I didn’t start this blog as a kudos story for The Hyperfactory, but I do think that they can take some credit for helping to change the face of tomorrow’s advertising world. Check out a few of these names and I’ll wager (their first application concept was designed to allow people to bet against each other at sporting events via their mobiles) that you have seen or participated in one of their mobile campaigns:

  • Coca Cola
  • Nivea
  • Adidas
  • Vodafone
  • Motorola
  • Tylenol
  • Kellogs
  • Jim Beam, and the list goes on.

I’m not big on advertising. Most of the time I don’t pay attention to TVC’s at all, with rare exceptions like the Vodafone commercial where the guy folds up his life and puts it in his pocket (I really like the song and the dobro guitar) or the new Ford adverstisement where all the instruments in the orchestra are made of car parts.

In general, I hardly ever read print ads. I read a book during the TV commercials and these days rarely listen to broadcast radio as I am educating and updating myself in podcasts. Advertising is creeping surrepticiously into podcasts, in fact there are companies specialising in ads for podcats, but they tend to be well targetted which means that I am probably interested in the products, or I can fast forward my iPod anyway.
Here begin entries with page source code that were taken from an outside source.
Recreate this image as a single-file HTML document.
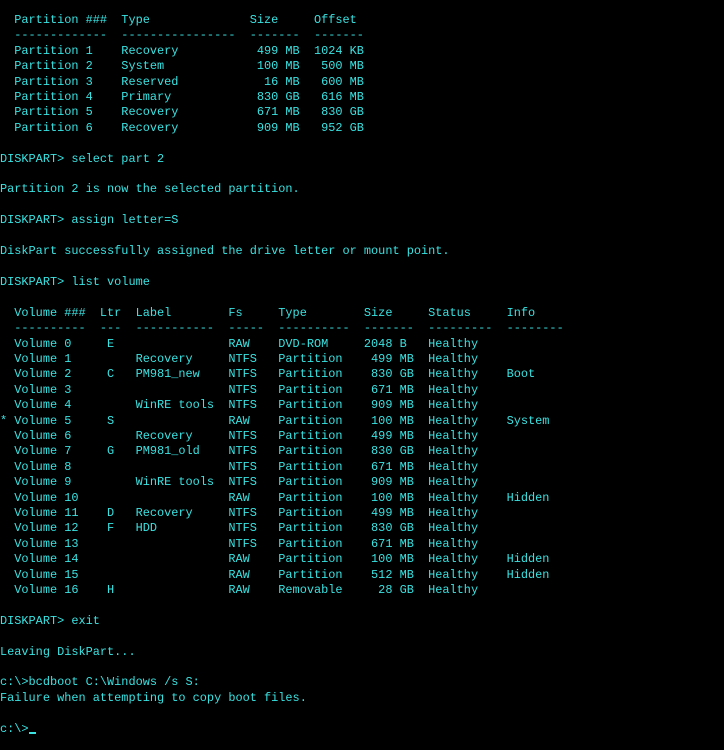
<!DOCTYPE html>
<html><head><meta charset="utf-8"><style>
html,body{margin:0;padding:0;background:#000;width:724px;height:750px;overflow:hidden}
pre{margin:0;padding:13px 0 0 0;font-family:"Liberation Mono",monospace;font-size:11.9px;line-height:15.4px;color:#3ae2e2;white-space:pre}
.cur{display:inline-block;width:7px;height:2px;background:#3ae2e2;vertical-align:-2px}
</style></head><body><pre>  Partition ###  Type              Size     Offset
  -------------  ----------------  -------  -------
  Partition 1    Recovery           499 MB  1024 KB
  Partition 2    System             100 MB   500 MB
  Partition 3    Reserved            16 MB   600 MB
  Partition 4    Primary            830 GB   616 MB
  Partition 5    Recovery           671 MB   830 GB
  Partition 6    Recovery           909 MB   952 GB

DISKPART&gt; select part 2

Partition 2 is now the selected partition.

DISKPART&gt; assign letter=S

DiskPart successfully assigned the drive letter or mount point.

DISKPART&gt; list volume

  Volume ###  Ltr  Label        Fs     Type        Size     Status     Info
  ----------  ---  -----------  -----  ----------  -------  ---------  --------
  Volume 0     E                RAW    DVD-ROM     2048 B   Healthy
  Volume 1         Recovery     NTFS   Partition    499 MB  Healthy
  Volume 2     C   PM981_new    NTFS   Partition    830 GB  Healthy    Boot
  Volume 3                      NTFS   Partition    671 MB  Healthy
  Volume 4         WinRE tools  NTFS   Partition    909 MB  Healthy
* Volume 5     S                RAW    Partition    100 MB  Healthy    System
  Volume 6         Recovery     NTFS   Partition    499 MB  Healthy
  Volume 7     G   PM981_old    NTFS   Partition    830 GB  Healthy
  Volume 8                      NTFS   Partition    671 MB  Healthy
  Volume 9         WinRE tools  NTFS   Partition    909 MB  Healthy
  Volume 10                     RAW    Partition    100 MB  Healthy    Hidden
  Volume 11    D   Recovery     NTFS   Partition    499 MB  Healthy
  Volume 12    F   HDD          NTFS   Partition    830 GB  Healthy
  Volume 13                     NTFS   Partition    671 MB  Healthy
  Volume 14                     RAW    Partition    100 MB  Healthy    Hidden
  Volume 15                     RAW    Partition    512 MB  Healthy    Hidden
  Volume 16    H                RAW    Removable     28 GB  Healthy

DISKPART&gt; exit

Leaving DiskPart...

c:\&gt;bcdboot C:\Windows /s S:
Failure when attempting to copy boot files.

c:\&gt;<span class="cur"></span></pre></body></html>
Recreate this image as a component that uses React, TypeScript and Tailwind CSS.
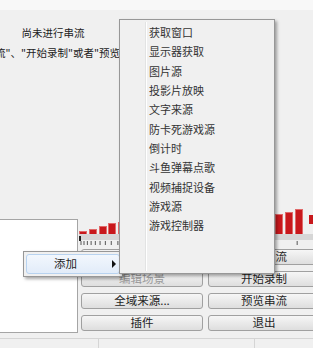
import React from "react";

const font = { fontFamily: '"Noto Sans CJK SC", "Microsoft YaHei", sans-serif' };

const barHeights = [3, 5, 8, 11, 12, 12, 13, 13, 14, 14, 15, 15, 16, 16, 17, 17, 18, 18, 19, 19, 20, 22, 25];

const menuItems = [
  "获取窗口",
  "显示器获取",
  "图片源",
  "投影片放映",
  "文字来源",
  "防卡死游戏源",
  "倒计时",
  "斗鱼弹幕点歌",
  "视频捕捉设备",
  "游戏源",
  "游戏控制器",
];

function Btn({ label, disabled }: { label: string; disabled?: boolean }) {
  return (
    <div
      className={
        "h-[16px] rounded-[3px] border border-[#a0a0a0] bg-gradient-to-b from-[#f6f6f6] to-[#dedede] flex items-center justify-center text-[11.5px] leading-none whitespace-nowrap " +
        (disabled ? "text-[#9a9a9a]" : "text-[#1e1e1e]")
      }
    >
      {label}
    </div>
  );
}

function Ticks() {
  const xs: number[] = [];
  let x = 2;
  let step = 3;
  while (x < 234) {
    xs.push(x);
    x += step;
    step = step * 1.12;
  }
  return (
    <svg width="234" height="8" className="block">
      {xs.map((t, i) => (
        <line key={i} x1={t} x2={t} y1={1} y2={5} stroke="#555" strokeWidth="1" />
      ))}
    </svg>
  );
}

export default function App() {
  return (
    <div className="relative w-[313px] h-[348px] overflow-hidden bg-[#f0f0f0] text-[#222]" style={font}>
      {/* preview area */}
      <div className="h-[10px] bg-[#f8f8f8]" />
      <div className="h-[190px] pt-[16px] overflow-hidden">
        <div className="w-[106px] text-center text-[10.5px] leading-[14px]">尚未进行串流</div>
        <div className="mt-[6px] whitespace-nowrap text-[10.5px] leading-[14px] ml-[-5px]">
          流"、"开始录制"或者"预览串流"
        </div>
      </div>

      {/* lower area */}
      <div className="flex">
        <div className="w-[78px] shrink-0 pt-[19px]">
          <div className="h-[114px] bg-white border-y border-r border-[#a5a5a5]" />
        </div>
        <div className="flex-1 min-w-0 pl-[1px]">
          {/* meter */}
          <div className="h-[34px] flex items-end gap-[1.8px] relative">
            {barHeights.map((h, i) => (
              <div
                key={i}
                className="w-[8px] shrink-0 bg-[#c8181c] border border-[#e06a6a] border-b-0"
                style={{ height: h }}
              />
            ))}
            <div className="absolute left-[230px] top-[15px] w-[5px] h-[9px] bg-[#c8181c]" />
          </div>
          <div className="h-[6px] bg-[#d6d6d6] relative">
            <div className="absolute left-0 top-[2px] w-[2px] h-[5px] bg-[#222]" />
          </div>
          <Ticks />
          <div className="grid grid-cols-[122px_112px] gap-x-[5px] gap-y-[6px] pl-[2px] mt-[1px]">
            <Btn label="场景设置" />
            <Btn label="开始串流" />
            <Btn label="编辑场景" disabled />
            <Btn label="开始录制" />
            <Btn label="全域来源..." />
            <Btn label="预览串流" />
            <Btn label="插件" />
            <Btn label="退出" />
          </div>
        </div>
      </div>

      {/* status bar */}
      <div className="absolute left-0 right-0 bottom-0 h-[10px] border-t border-[#d5d5d5] flex">
        <div className="w-[99px] border-r border-[#d5d5d5]" />
        <div className="w-[156px] border-r border-[#d5d5d5]" />
        <div className="flex-1" />
      </div>

      {/* context menu: 添加 */}
      <div className="absolute left-[23px] top-[251px] w-[100px] h-[26px] bg-[#f0f0f0] border border-[#979797] shadow-[2px_2px_3px_rgba(0,0,0,0.35)] p-[2px]">
        <div className="h-[20px] rounded-[3px] border border-[#b8d3f0] bg-gradient-to-b from-[#f2f7fd] to-[#e2ecf9] flex items-center relative">
          <span className="ml-[27px] text-[11.5px] leading-none text-[#1e1e1e]">添加</span>
          <span className="absolute left-[85px] top-[5px] w-0 h-0 border-y-[4px] border-y-transparent border-l-[4px] border-l-[#111]" />
        </div>
      </div>

      {/* submenu */}
      <div className="absolute left-[119px] top-[19px] w-[156px] h-[255px] bg-[#f0f0f0] border border-[#979797] shadow-[2px_2px_3px_rgba(0,0,0,0.35)] pt-[3px]">
        <div className="absolute left-[25px] top-[2px] bottom-[2px] w-[1px] bg-[#e2e3e3]" />
        <div className="absolute left-[26px] top-[2px] bottom-[2px] w-[1px] bg-white" />
        {menuItems.map((m) => (
          <div key={m} className="h-[19.3px] flex items-center pl-[29px] text-[11px] leading-none text-[#333]">
            {m}
          </div>
        ))}
      </div>
    </div>
  );
}
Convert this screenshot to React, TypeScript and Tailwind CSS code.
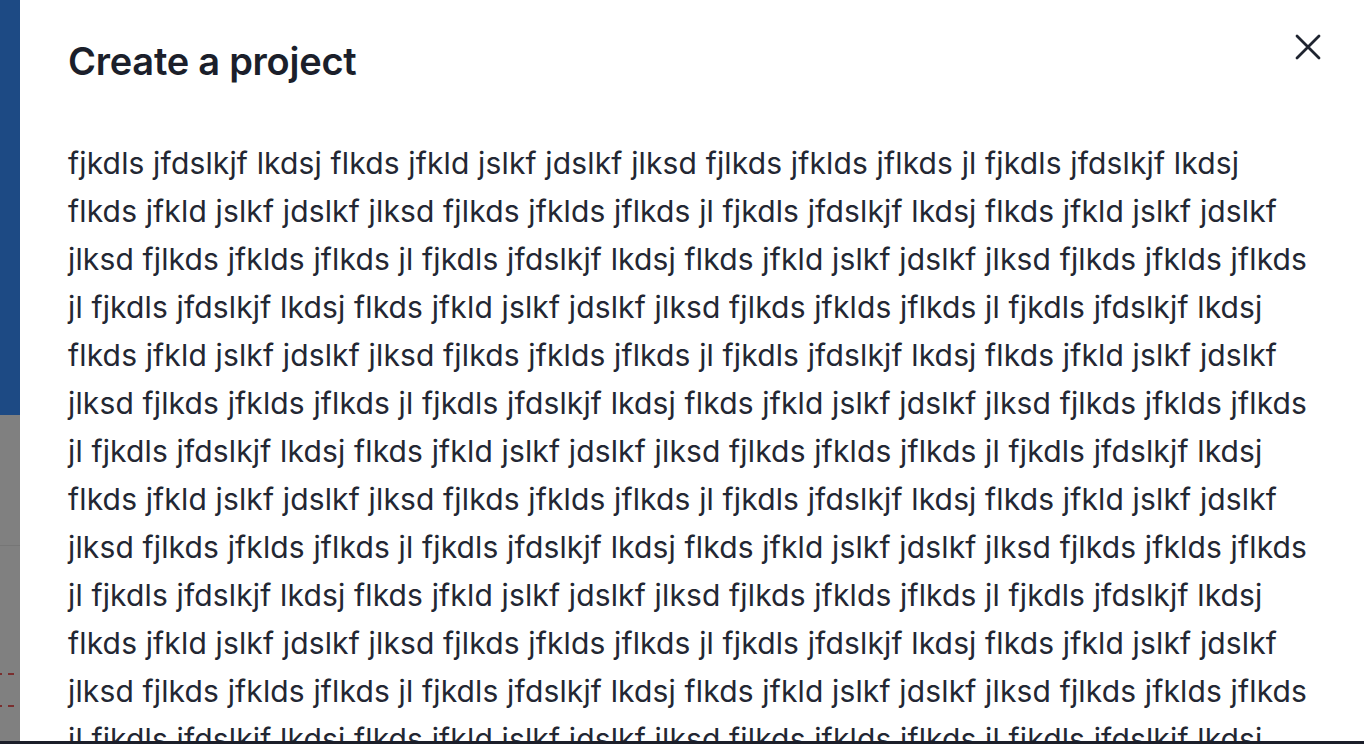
import React from "react";

const L1 = "fjkdls jfdslkjf lkdsj flkds jfkld jslkf jdslkf jlksd fjlkds jfklds jflkds jl fjkdls jfdslkjf lkdsj";
const L2 = "flkds jfkld jslkf jdslkf jlksd fjlkds jfklds jflkds jl fjkdls jfdslkjf lkdsj flkds jfkld jslkf jdslkf";
const L3 = "jlksd fjlkds jfklds jflkds jl fjkdls jfdslkjf lkdsj flkds jfkld jslkf jdslkf jlksd fjlkds jfklds jflkds";
const L4 = "jl fjkdls jfdslkjf lkdsj flkds jfkld jslkf jdslkf jlksd fjlkds jfklds jflkds jl fjkdls jfdslkjf lkdsj";
const lines = [L1, L2, L3, L4, L2, L3, L4, L2, L3, L4, L2, L3, L4, L2];

export default function App() {
  return (
    <div className="w-[1364px] h-[744px] flex flex-col overflow-hidden bg-[#1b1e29]" style={{ fontFamily: "Inter, 'Noto Sans', sans-serif" }}>
      <div className="flex flex-1 min-h-0 bg-white">
        <div className="w-[20px] flex flex-col">
          <div className="h-[415px] bg-[#1d4a84]" />
          <div className="flex-1 bg-[#808080] flex flex-col">
            <div className="h-[130px]" />
            <div className="h-px bg-[#767676]" />
            <div className="h-[127px]" />
            <div className="flex gap-[6px] h-[2px]">
              <div className="w-[2px] bg-[#7a2e2e]" />
              <div className="w-[6px] bg-[#7a2e2e]" />
            </div>
            <div className="h-[30px]" />
            <div className="flex gap-[6px] h-[2px]">
              <div className="w-[2px] bg-[#7a2e2e]" />
              <div className="w-[6px] bg-[#7a2e2e]" />
            </div>
          </div>
        </div>
        <div className="flex-1 bg-white rounded-br-[8px] rounded-bl-[8px] overflow-hidden flex flex-col">
          <div className="flex items-start justify-between pl-[48px] pr-[42px] pt-[38px]">
            <h2 className="text-[38px] leading-[46px] font-semibold text-[#1b1f2b] tracking-[-0.25px]">Create a project</h2>
            <button className="mt-[-5px] w-[28px] h-[28px] flex items-center justify-center text-[#1f2430]">
              <svg width="28" height="28" viewBox="0 0 28 28" fill="none" stroke="currentColor" strokeWidth="2.8" strokeLinecap="round">
                <path d="M3 3 L25 25 M25 3 L3 25" />
              </svg>
            </button>
          </div>
          <p className="mt-[55px] pl-[48px] pr-[40px] text-[30px] leading-[48px] tracking-[0.15px] text-[#232733] whitespace-nowrap">
            {lines.map((l, i) => (
              <span key={i} className="block">{l}</span>
            ))}
          </p>
        </div>
      </div>
      <div className="h-[3px]" />
    </div>
  );
}
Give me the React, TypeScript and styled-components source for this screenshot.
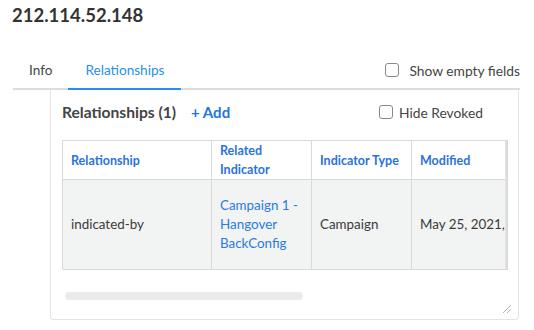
import React from 'react'
import styled, { createGlobalStyle } from 'styled-components'

const GlobalStyle = createGlobalStyle`
    body {
        margin: 0;
        background: #ffffff;
        font-family: Lato, "Liberation Sans", sans-serif;
        color: #333333;
    }
`;

const Page = styled.div`
    width: 534px;
    height: 330px;
    overflow: hidden;
    padding: 4px 14px 0 13px;
    box-sizing: border-box;
`;

const Title = styled.h1`
    margin: 0;
    height: 22px;
    line-height: 22px;
    font-size: 18.5px;
    font-weight: 700;
    color: #333333;
    margin-left: -1px;
`;

const TabBar = styled.div`
    margin-top: 26px;
    display: flex;
    align-items: stretch;
    height: 38px;
    box-sizing: border-box;
    border-bottom: 2px solid #dcdcdc;
`;

const Tab = styled.div<{ $active?: boolean }>`
    display: flex;
    align-items: center;
    padding: 0 ${(p) => (p.$active ? 17 : 16)}px;
    margin-bottom: -2px;
    font-size: 13.6px;
    color: ${(p) => (p.$active ? '#2490ee' : '#444444')};
    border-bottom: 2px solid ${(p) => (p.$active ? '#2490ee' : 'transparent')};
`;

const TabSpacer = styled.div`
    flex: 1;
`;

const CheckLabel = styled.label<{ $gap: number }>`
    display: flex;
    align-items: center;
    gap: ${(p) => p.$gap}px;
    font-size: 13.8px;
    color: #444444;
`;

const Box = styled.span`
    width: 12px;
    height: 12px;
    border: 1px solid #8a8a8a;
    border-radius: 3px;
    background: #ffffff;
`;

const Panel = styled.div`
    position: relative;
    margin-left: 37px;
    margin-right: 1px;
    height: 230px;
    border: 1px solid #e3e3e3;
    border-top: none;
    border-radius: 0 0 4px 4px;
    padding: 10px 9px 0 11px;
    box-sizing: border-box;
`;

const PanelHead = styled.div`
    display: flex;
    align-items: center;
    height: 24px;
    padding-right: 26px;
    margin-bottom: 16px;
`;

const PanelTitle = styled.span`
    font-size: 15.6px;
    font-weight: 700;
    color: #444444;
`;

const AddLink = styled.span`
    margin-left: 15px;
    font-size: 15px;
    font-weight: 700;
    color: #1f74dd;
`;

const TableWrap = styled.div`
    position: relative;
    width: 446px;
    overflow: hidden;

    &::after {
        content: '';
        position: absolute;
        top: 0;
        right: 0;
        width: 3px;
        height: 129px;
        background: linear-gradient(to right, #e6e6e6, #d4d4d4);
    }
`;

const Table = styled.table`
    width: 560px;
    table-layout: fixed;
    border-collapse: collapse;
    font-size: 13.4px;
`;

const HeadCell = styled.th<{ $w: number }>`
    box-sizing: border-box;
    width: ${(p) => p.$w}px;
    height: 38px;
    padding: 0 8px;
    text-align: left;
    vertical-align: middle;
    font-size: 12.5px;
    font-weight: 700;
    line-height: 19px;
    color: #2a73dc;
    border: 1px solid #d9d9d9;
    background: #ffffff;
`;

const Cell = styled.td`
    height: 89px;
    padding: 0 8px;
    vertical-align: middle;
    line-height: 19px;
    color: #3a3a3a;
    white-space: nowrap;
    border: 1px solid #d9d9d9;
    background: #f2f3f3;
`;

const LinkCell = styled(Cell)`
    white-space: normal;
    color: #2b7be0;
`;

const ScrollThumb = styled.div`
    margin: 22px 0 0 3px;
    width: 238px;
    height: 8px;
    border-radius: 4px;
    background: #ebebeb;
`;

const Grip = styled.svg`
    position: absolute;
    right: 6px;
    bottom: 5px;
`;

export default function App() {
    return (
        <Page>
            <GlobalStyle />
            <Title>212.114.52.148</Title>
            <TabBar>
                <Tab>Info</Tab>
                <Tab $active>Relationships</Tab>
                <TabSpacer />
                <CheckLabel $gap={10}>
                    <Box />
                    Show empty fields
                </CheckLabel>
            </TabBar>
            <Panel>
                <PanelHead>
                    <PanelTitle>Relationships (1)</PanelTitle>
                    <AddLink>+ Add</AddLink>
                    <TabSpacer />
                    <CheckLabel $gap={6}>
                        <Box />
                        Hide Revoked
                    </CheckLabel>
                </PanelHead>
                <TableWrap>
                    <Table>
                        <thead>
                            <tr>
                                <HeadCell $w={149}>Relationship</HeadCell>
                                <HeadCell $w={100}>Related Indicator</HeadCell>
                                <HeadCell $w={100}>Indicator Type</HeadCell>
                                <HeadCell $w={211}>Modified</HeadCell>
                            </tr>
                        </thead>
                        <tbody>
                            <tr>
                                <Cell>indicated-by</Cell>
                                <LinkCell>Campaign 1 - Hangover BackConfig</LinkCell>
                                <Cell>Campaign</Cell>
                                <Cell>May 25, 2021, 10:42 AM</Cell>
                            </tr>
                        </tbody>
                    </Table>
                </TableWrap>
                <ScrollThumb />
                <Grip width="10" height="10" viewBox="0 0 10 10">
                    <path d="M1 9 L9 1 M5 9 L9 5" stroke="#b5b5b5" strokeWidth="1" fill="none" />
                </Grip>
            </Panel>
        </Page>
    )
}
Anyway, watch this space for news about an exciting new competition in New Zealand for LBS Applications.

While this blog is starting to get a good following, I would love to get more readers and encouraging me to keep writing. If you feel that my blog is interesting I would be very grateful if you would vote for me in the category of best blog at the NetGuide Web Awards. Note that the form starts each site with www whereas my blog doesn’t and is of course https://luigicappel.wordpress.com.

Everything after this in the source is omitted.